The Lender objected to two aspects of the Plan.3 First, the Lender objected to the ten-year exception in the due-on-sale clause. It contended that the exception in the due-on-sale clause would allow the Debtors to partially negate the benefit of the Lender's section 1111(b)(2) election. Second, the Lender asserted that section 1129(a)(10), which requires that at least one impaired class accept the Plan, applies on a “per debtor,” not a “per plan,” basis. Because the Lender is the only class member for the Mezzanine Debtors and did not vote to approve the Plan, the Lender argued that the Plan did not satisfy section 1129(a)(10). Despite the Lender's objections, the bankruptcy court approved the Plan.
Following an unsuccessful emergency motion for a stay pending appeal, the district court dismissed the Lender's appeal as equitably moot. In 2015, we reversed this dismissal and remanded to the district court with instructions to evaluate the Lender's objections on the merits. Transwest I, 801 F.3d at 1173. On remand, the district court ruled that an election under section 1111(b)(2) does not require that a due-on-sale clause be included in the Plan, and that section 1129(a)(10) applies on a “per plan” basis. The district court thereby affirmed the bankruptcy court's confirmation of the Plan. The Lender timely appealed to our court.
JURISDICTION AND STANDARD OF REVIEW
We have jurisdiction over this appeal pursuant to 28 U.S.C. § 158(d)(1). Because the Lender appeals from the district court's conclusions of law and interpretations of the Bankruptcy Code, we review de novo. See Smith v. Arthur Andersen LLP, 421 F.3d 989, 1006 (9th Cir. 2005); In re Barakat, 99 F.3d 1520, 1523 (9th Cir. 1996).
I. 11 U.S.C. § 1111(b)
The Lender first challenges the district court's conclusion that a due-on-sale clause need not be included in the Plan when an undersecured creditor elects to have its claim treated as secured pursuant to section 1111(b)(2). This section must be read in context. Pursuant to section 506(a), an undersecured creditor's claim is bifurcated into: (1) “a secured claim equal to the value of the collateral” and (2) “an unsecured claim equal to the remainder of the obligation owing to the creditor as of the petition date.” In re Weinstein, 227 B.R. 284, 291–92 (9th Cir. B.A.P. 1998). The undersecured creditor may elect to have its entire claim treated as secured pursuant to section 1111(b)(2). Id. at 293; see 11 U.S.C. § 1111(b)(2). The effect of such an election is that the undersecured creditor obtains certain benefits reserved for secured, but not unsecured, creditors. See, e.g., 11 U.S.C. § 1129(b)(2)(A)–(B) (distinguishing between the “fair and equitable” requirements for secured and unsecured claims). The Lender contends that the absence of a due-on-sale clause covering sales of the Resorts occurring between years five and fifteen of the loan term partially diminishes the benefits of its section 1111(b)(2) election, thereby violating section 1111(b)(2).
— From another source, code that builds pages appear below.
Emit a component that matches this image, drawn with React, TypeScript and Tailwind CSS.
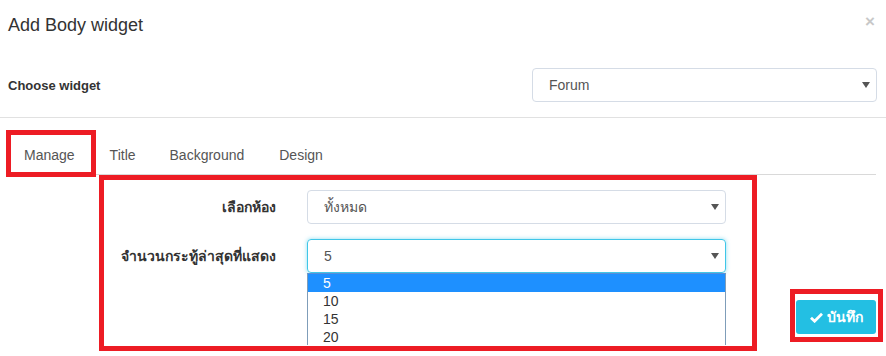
import React from 'react';

// Add Body widget modal with annotated (red boxes) Manage tab

const FONT = { fontFamily: '"Liberation Sans", "Noto Sans", Tahoma, sans-serif' };

function Caret() {
  return (
    <svg width="8" height="6" viewBox="0 0 8 6" className="absolute right-[6px] top-1/2 -translate-y-1/2">
      <path d="M0 0 L8 0 L4 6 Z" fill="#555" />
    </svg>
  );
}

export default function App() {
  return (
    <div className="relative w-[886px] h-[356px] bg-white overflow-hidden text-[#333]" style={FONT}>
      {/* Header */}
      <div className="flex items-center justify-between h-[50px] pl-2 pr-[11px]">
        <h4 className="text-[18px] text-[#333] mt-[1px]">Add Body widget</h4>
        <span className="text-[#c8c8c8] font-bold text-[17px] -mt-[6px]">×</span>
      </div>

      {/* Choose widget */}
      <div className="flex items-center justify-between h-[68px] pl-2 pr-[9px] border-b border-[#e1e1e1]">
        <span className="text-[13px] font-bold text-[#333] mt-[4px]">Choose widget</span>
        <div className="relative w-[345px] h-[34px] mt-[3px] border border-[#d5dce6] rounded-[4px] flex items-center pl-4 text-[14px] text-[#555]">
          Forum
          <Caret />
        </div>
      </div>

      {/* Tabs */}
      <div className="flex mx-2 mr-[10px] h-[57px] items-end pb-[8px] border-b border-[#d9d9d9] text-[14px] text-[#555]">
        <span className="ml-[16px]">Manage</span>
        <span className="ml-[35px]">Title</span>
        <span className="ml-[34px]">Background</span>
        <span className="ml-[35px]">Design</span>
      </div>

      {/* Form */}
      <div className="flex flex-col gap-[15px] mt-[15px] ml-[103px] w-[623px]">
        <div className="flex items-center">
          <label className="w-[173px] text-right text-[14px] font-bold text-[#333]">เลือกห้อง</label>
          <div className="relative ml-[31px] w-[419px] h-[34px] border border-[#d5dce6] rounded-[4px] flex items-center pl-4 text-[14px] text-[#555]">
            ทั้งหมด
            <Caret />
          </div>
        </div>
        <div className="flex items-center">
          <label className="w-[173px] text-right text-[14px] font-bold text-[#333]">จำนวนกระทู้ล่าสุดที่แสดง</label>
          <div className="relative ml-[31px] w-[419px] h-[34px] border border-[#3fc6e8] rounded-[4px] shadow-[0_0_4px_rgba(63,198,232,0.6)] flex items-center pl-4 text-[14px] text-[#555]">
            5
            <Caret />
            <div className="absolute left-[-1px] top-[33px] w-[419px] h-[72px] bg-white border border-[#7f9db9] border-t-[#5a8fd6] border-b-0 text-[14px] text-[#333] leading-[18px] overflow-hidden">
              <div className="bg-[#1e90ff] text-white pl-[15px]">5</div>
              <div className="pl-[15px]">10</div>
              <div className="pl-[15px]">15</div>
              <div className="pl-[15px]">20</div>
            </div>
          </div>
        </div>
      </div>

      {/* Save button */}
      <button className="absolute left-[796px] top-[300px] w-[80px] h-[34px] bg-[#23bfe3] rounded-[3px] text-white text-[14px] font-bold flex items-center justify-center gap-[4px]">
        <svg width="13" height="11" viewBox="0 0 13 11">
          <path d="M1 5.8 L4.6 9.2 L12 1.8" stroke="white" strokeWidth="2.8" fill="none" />
        </svg>
        บันทึก
      </button>

      {/* Annotation boxes */}
      <div className="absolute left-[6px] top-[130px] w-[90px] h-[47px] border-[5px] border-[#ed1c24]" />
      <div className="absolute left-[99px] top-[175px] w-[658px] h-[176px] border-[5px] border-[#ed1c24]" />
      <div className="absolute left-[790px] top-[289px] w-[93px] h-[53px] border-[5px] border-[#ed1c24]" />
    </div>
  );
}
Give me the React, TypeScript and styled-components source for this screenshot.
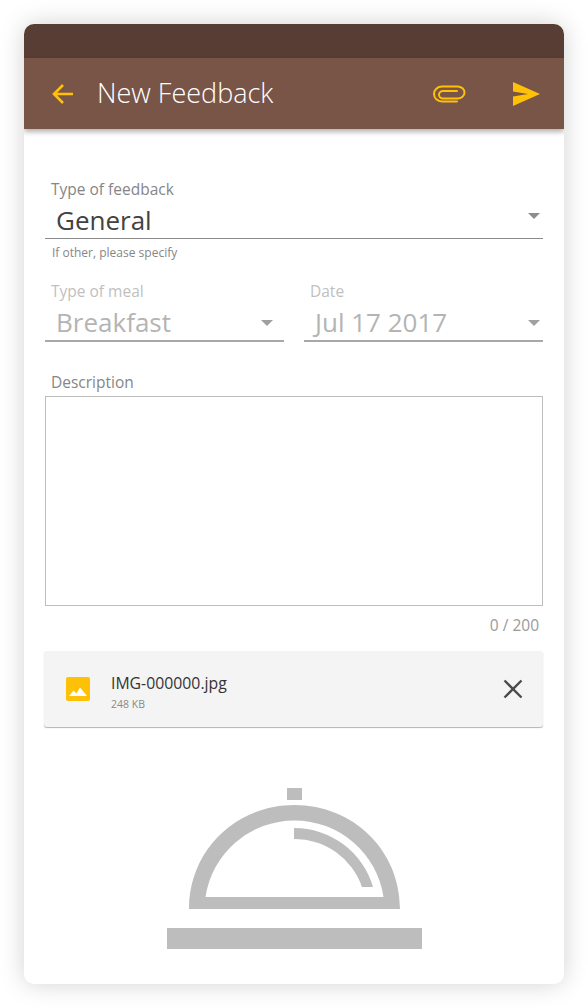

“The starting point for our interpretation of a statute is always its language.” United States v. Fei Ye, 436 F.3d 1117, 1120 (9th Cir. 2006) (quoting Cmty. for Creative Non–Violence v. Reid, 490 U.S. 730, 739, 109 S.Ct. 2166, 104 L.Ed.2d 811 (1989) ). We must consider “the language itself, the specific context in which that language is used, and the broader context of the statute as a whole.” Robinson v. Shell Oil Co., 519 U.S. 337, 341, 117 S.Ct. 843, 136 L.Ed.2d 808 (1997); see also King v. Burwell, ––– U.S. ––––, 135 S.Ct. 2480, 2489, 192 L.Ed.2d 483 (2015) (“[W]hen deciding whether the language is plain, we must read the words ‘in their context and with a view to their place in the overall statutory scheme.’ ” (citation omitted) ). Only where the statutory text is ambiguous do we “look to other interpretive tools, including the legislative history,” in order to determine the statute's meaning. See Exxon Mobil Corp. v. Allapattah Servs., Inc., 545 U.S. 546, 567, 125 S.Ct. 2611, 162 L.Ed.2d 502 (2005).
Section 1111(b) provides, in pertinent part:
(1)(A) A claim secured by a lien on property of the estate shall be allowed or disallowed under section 502 of this title the same as if the holder of such claim had recourse against the debtor on account of such claim, whether or not such holder has such recourse, unless—
(i) the class of which such claim is a party elects, by at least two-thirds in amount and more than half in number of allowed claims of such class, application of paragraph (2) of this subsection;
(2) If such an election is made, then notwithstanding section 506(a) of this title, such claim is a secured claim to the extent that such claim is allowed.
11 U.S.C. § 1111(b). The Lender's position that section 1111(b)(2) requires a due-on-sale clause to be included in the Plan finds no support in the text of the statute, nor does the language of the statute implicitly require the inclusion of such a clause.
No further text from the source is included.